Return exactly, and only, the lines from the one holding "Output the component" through the one holding "border-l-[#828282] border-r-[#d9d9d9] border-b-[#d9d9d9]';", both included; the pictures stay out.

(Source records)
»»

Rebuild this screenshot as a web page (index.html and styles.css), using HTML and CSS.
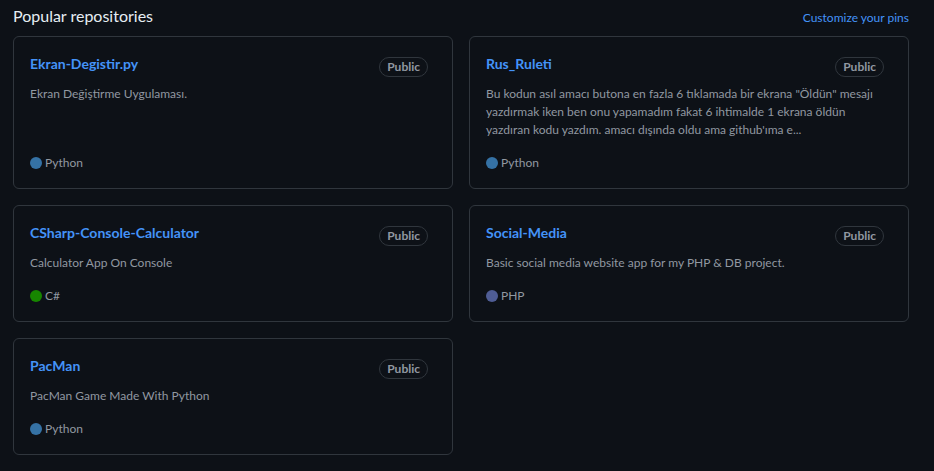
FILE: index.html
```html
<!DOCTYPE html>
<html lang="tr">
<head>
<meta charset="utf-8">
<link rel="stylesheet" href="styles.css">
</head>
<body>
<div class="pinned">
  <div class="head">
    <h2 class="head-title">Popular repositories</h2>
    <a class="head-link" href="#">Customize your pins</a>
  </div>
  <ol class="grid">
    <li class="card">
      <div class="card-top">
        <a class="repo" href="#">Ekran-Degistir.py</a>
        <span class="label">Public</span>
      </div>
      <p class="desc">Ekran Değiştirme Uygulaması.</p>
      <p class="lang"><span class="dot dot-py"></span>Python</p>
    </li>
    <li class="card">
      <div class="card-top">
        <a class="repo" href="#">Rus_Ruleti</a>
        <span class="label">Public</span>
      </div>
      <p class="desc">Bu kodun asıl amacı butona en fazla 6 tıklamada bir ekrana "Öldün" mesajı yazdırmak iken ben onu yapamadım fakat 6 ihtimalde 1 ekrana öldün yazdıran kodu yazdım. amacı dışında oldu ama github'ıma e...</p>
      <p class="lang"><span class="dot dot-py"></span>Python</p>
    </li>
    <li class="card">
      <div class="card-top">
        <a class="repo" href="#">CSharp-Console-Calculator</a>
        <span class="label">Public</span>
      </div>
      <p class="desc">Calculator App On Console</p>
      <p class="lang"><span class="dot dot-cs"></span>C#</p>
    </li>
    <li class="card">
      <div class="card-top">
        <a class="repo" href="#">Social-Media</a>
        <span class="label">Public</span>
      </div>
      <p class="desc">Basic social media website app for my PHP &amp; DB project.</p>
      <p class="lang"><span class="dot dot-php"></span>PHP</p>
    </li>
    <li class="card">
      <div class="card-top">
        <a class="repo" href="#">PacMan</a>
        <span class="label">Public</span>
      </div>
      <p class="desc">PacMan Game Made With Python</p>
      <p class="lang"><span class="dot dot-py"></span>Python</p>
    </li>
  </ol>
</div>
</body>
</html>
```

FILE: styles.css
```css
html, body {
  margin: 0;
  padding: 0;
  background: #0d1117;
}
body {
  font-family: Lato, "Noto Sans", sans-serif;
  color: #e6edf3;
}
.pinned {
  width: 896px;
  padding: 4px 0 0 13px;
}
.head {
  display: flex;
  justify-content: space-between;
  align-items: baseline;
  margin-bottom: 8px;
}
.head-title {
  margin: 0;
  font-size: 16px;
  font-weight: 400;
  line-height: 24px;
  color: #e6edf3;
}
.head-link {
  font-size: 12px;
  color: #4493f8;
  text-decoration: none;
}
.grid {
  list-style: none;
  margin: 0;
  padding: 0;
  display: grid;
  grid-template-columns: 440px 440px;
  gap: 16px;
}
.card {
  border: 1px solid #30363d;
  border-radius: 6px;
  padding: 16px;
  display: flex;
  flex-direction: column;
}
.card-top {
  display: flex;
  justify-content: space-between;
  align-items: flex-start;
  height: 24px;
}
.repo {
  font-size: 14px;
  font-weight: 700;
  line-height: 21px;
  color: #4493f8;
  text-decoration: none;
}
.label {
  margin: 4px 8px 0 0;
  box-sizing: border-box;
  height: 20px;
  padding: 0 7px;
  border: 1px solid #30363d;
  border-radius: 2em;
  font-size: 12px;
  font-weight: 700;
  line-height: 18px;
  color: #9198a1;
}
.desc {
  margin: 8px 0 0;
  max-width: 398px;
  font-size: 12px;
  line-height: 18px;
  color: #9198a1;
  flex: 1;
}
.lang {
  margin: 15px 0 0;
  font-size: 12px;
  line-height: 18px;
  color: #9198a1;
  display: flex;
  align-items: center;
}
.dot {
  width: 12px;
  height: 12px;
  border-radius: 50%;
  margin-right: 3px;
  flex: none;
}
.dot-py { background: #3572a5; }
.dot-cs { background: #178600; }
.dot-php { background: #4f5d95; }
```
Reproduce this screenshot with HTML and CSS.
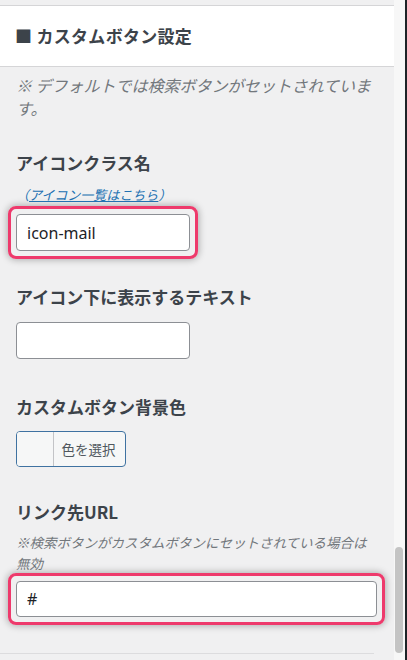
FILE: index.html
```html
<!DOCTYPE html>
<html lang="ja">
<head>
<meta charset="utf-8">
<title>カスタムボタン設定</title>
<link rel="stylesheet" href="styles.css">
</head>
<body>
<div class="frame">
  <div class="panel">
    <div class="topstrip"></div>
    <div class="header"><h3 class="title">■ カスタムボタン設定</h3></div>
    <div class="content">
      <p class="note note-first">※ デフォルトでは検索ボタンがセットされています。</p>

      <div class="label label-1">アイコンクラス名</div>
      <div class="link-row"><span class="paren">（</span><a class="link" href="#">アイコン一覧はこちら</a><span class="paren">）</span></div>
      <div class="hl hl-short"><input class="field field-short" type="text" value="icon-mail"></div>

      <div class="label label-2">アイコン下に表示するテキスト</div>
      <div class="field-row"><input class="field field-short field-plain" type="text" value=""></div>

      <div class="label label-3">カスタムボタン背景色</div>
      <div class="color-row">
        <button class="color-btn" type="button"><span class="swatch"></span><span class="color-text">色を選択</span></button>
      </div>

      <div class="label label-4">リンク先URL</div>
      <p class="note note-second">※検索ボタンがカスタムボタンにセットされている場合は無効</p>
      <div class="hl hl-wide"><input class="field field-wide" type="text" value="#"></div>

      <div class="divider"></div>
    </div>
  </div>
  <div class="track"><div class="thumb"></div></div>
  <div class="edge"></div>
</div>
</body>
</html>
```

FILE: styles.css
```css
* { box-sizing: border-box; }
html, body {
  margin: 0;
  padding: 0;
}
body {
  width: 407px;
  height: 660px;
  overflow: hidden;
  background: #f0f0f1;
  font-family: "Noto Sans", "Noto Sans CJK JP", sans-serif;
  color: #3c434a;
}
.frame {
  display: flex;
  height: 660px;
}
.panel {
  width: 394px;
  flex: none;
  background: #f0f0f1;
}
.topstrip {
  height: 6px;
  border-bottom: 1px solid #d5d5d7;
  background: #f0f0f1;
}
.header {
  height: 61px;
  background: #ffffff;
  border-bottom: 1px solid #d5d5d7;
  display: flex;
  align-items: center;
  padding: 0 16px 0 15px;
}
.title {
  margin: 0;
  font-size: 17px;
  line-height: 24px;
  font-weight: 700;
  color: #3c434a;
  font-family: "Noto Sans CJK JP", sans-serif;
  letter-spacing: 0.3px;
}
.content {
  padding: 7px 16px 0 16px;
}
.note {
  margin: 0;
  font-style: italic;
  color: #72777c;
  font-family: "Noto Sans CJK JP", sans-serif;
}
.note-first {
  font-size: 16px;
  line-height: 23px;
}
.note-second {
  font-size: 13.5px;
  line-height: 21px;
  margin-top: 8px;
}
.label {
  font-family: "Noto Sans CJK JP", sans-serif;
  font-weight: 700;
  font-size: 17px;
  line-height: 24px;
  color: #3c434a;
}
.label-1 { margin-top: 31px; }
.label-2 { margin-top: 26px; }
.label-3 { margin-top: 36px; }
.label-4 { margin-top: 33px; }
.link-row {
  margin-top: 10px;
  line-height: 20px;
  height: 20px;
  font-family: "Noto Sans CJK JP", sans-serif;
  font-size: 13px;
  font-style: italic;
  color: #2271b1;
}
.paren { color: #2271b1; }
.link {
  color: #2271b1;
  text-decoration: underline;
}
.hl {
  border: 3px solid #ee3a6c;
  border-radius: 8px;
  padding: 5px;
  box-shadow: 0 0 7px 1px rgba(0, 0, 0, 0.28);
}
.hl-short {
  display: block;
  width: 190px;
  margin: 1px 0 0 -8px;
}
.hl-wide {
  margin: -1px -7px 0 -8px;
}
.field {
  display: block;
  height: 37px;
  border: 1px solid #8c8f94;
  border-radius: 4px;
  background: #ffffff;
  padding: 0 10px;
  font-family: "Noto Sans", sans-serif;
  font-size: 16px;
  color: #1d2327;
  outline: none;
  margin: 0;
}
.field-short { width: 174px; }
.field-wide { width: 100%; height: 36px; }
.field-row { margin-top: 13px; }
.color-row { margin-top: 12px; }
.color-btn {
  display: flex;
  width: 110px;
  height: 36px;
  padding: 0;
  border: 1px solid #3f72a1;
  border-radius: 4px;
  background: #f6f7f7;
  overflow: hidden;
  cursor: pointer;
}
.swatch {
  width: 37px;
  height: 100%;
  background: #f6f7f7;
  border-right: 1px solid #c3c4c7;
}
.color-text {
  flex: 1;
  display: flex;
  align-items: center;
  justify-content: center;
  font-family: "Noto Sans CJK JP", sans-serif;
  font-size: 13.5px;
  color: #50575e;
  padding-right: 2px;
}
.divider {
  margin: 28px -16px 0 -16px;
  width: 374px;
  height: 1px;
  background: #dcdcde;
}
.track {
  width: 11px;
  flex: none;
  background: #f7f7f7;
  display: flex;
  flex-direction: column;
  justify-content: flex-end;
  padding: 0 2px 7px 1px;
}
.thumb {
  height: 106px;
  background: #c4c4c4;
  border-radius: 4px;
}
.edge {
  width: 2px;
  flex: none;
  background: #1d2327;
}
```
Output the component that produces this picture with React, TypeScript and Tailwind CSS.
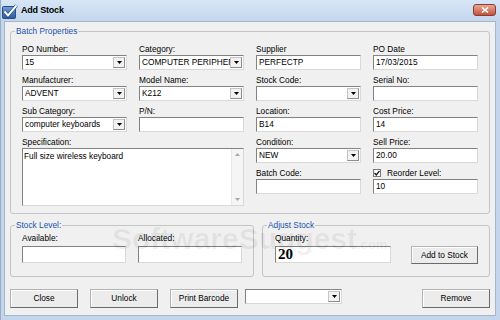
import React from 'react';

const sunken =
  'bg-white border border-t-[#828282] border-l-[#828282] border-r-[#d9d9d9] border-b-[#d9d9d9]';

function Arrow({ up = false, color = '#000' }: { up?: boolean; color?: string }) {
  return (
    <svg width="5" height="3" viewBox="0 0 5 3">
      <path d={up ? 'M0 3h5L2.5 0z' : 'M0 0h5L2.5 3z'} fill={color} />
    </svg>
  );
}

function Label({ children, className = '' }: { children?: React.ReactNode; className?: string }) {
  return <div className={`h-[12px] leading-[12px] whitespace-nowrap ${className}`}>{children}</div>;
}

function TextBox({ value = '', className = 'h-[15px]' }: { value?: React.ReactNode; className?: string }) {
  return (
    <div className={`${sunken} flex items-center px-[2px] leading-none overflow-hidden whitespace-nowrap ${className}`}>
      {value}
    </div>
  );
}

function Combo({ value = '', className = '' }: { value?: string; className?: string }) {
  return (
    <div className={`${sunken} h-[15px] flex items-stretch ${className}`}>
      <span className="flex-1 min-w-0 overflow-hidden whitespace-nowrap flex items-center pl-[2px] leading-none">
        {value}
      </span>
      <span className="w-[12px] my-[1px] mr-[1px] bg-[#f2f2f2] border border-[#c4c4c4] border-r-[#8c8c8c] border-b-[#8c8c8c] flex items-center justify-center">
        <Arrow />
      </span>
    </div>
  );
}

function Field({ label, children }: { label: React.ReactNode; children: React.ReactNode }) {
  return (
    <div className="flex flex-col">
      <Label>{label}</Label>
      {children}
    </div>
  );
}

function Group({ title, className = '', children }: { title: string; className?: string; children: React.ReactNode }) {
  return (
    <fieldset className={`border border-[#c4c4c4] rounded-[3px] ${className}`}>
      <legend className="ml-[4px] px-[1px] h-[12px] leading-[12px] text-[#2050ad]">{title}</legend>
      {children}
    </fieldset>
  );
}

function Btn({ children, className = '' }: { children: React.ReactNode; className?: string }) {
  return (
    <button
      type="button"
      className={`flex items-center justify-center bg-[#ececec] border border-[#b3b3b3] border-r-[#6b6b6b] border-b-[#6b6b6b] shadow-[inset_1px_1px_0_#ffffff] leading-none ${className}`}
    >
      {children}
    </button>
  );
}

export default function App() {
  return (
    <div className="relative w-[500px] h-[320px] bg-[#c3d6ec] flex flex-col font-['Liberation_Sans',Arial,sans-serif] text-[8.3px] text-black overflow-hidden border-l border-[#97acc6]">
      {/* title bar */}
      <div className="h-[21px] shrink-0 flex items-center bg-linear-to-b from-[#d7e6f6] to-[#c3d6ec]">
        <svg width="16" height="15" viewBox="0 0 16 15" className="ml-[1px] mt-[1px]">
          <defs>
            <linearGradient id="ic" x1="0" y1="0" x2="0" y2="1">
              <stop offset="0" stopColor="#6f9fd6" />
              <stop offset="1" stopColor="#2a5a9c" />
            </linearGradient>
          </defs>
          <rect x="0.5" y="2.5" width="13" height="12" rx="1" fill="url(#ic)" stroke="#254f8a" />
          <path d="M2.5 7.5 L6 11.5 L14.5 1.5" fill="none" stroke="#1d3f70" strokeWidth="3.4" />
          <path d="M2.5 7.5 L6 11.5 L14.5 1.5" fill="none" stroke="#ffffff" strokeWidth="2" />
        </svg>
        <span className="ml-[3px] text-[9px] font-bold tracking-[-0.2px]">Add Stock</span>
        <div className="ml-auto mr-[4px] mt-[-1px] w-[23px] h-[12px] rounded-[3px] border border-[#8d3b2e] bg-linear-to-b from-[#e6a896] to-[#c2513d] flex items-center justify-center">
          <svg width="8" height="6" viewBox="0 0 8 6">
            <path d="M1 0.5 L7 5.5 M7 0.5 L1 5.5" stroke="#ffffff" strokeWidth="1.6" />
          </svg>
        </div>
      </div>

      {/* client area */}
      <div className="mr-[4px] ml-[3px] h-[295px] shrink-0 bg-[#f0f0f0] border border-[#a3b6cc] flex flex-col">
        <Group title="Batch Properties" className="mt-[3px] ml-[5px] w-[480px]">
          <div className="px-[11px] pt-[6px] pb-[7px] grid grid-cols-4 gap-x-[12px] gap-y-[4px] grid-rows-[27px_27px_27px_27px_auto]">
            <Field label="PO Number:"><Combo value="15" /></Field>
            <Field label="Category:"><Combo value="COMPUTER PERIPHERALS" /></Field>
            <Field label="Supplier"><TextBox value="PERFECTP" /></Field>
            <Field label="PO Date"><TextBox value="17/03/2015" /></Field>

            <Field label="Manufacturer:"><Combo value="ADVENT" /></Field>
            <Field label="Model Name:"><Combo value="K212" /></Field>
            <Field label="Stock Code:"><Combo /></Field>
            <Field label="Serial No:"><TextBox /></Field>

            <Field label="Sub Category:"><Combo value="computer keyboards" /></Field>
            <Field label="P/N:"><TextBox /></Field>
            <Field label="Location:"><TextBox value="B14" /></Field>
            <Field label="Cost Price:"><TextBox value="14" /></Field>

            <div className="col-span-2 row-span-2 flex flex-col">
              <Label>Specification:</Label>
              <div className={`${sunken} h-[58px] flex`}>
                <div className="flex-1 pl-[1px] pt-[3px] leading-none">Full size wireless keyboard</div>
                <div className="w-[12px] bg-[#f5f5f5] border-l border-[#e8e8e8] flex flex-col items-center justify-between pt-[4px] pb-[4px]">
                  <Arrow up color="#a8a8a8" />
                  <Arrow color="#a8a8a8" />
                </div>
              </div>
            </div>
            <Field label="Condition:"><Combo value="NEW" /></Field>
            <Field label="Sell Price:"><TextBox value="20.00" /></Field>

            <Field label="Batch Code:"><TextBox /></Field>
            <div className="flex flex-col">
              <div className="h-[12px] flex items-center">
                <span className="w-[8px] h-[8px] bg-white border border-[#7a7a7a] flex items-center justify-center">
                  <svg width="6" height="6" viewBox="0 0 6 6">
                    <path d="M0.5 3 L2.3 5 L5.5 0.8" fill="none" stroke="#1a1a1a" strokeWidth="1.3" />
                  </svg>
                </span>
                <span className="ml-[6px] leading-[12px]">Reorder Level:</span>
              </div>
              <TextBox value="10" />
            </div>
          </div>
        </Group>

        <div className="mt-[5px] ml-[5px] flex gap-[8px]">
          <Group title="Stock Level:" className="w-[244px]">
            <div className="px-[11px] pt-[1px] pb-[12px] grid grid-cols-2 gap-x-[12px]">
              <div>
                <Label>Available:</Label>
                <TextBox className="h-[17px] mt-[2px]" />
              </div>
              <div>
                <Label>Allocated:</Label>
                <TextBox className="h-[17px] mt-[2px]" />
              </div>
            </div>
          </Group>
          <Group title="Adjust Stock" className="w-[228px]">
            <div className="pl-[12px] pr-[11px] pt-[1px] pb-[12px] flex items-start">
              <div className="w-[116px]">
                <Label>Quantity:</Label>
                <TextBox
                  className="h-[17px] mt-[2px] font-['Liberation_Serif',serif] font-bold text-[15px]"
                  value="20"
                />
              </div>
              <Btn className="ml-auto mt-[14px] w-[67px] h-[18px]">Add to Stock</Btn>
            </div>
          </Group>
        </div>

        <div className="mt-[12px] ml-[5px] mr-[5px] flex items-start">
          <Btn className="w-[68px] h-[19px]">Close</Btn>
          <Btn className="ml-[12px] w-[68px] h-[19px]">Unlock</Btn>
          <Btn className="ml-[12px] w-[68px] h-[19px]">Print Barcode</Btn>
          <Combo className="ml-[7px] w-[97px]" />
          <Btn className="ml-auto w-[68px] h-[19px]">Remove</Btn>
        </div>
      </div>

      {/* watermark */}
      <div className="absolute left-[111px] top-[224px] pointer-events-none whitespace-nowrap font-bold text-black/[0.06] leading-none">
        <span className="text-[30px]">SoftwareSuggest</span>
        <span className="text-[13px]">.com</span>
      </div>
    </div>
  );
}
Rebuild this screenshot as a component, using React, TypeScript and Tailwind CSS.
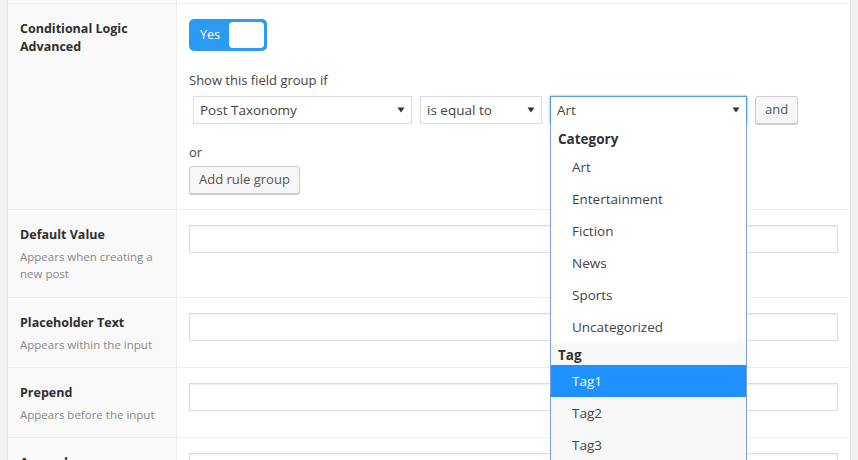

««

## ANSWER TO THE TASK
Output the component that produces this picture with React, TypeScript and Tailwind CSS.
import React from 'react';

const sunken =
  'bg-white border border-t-[#828282] border-l-[#828282] border-r-[#d9d9d9] border-b-[#d9d9d9]';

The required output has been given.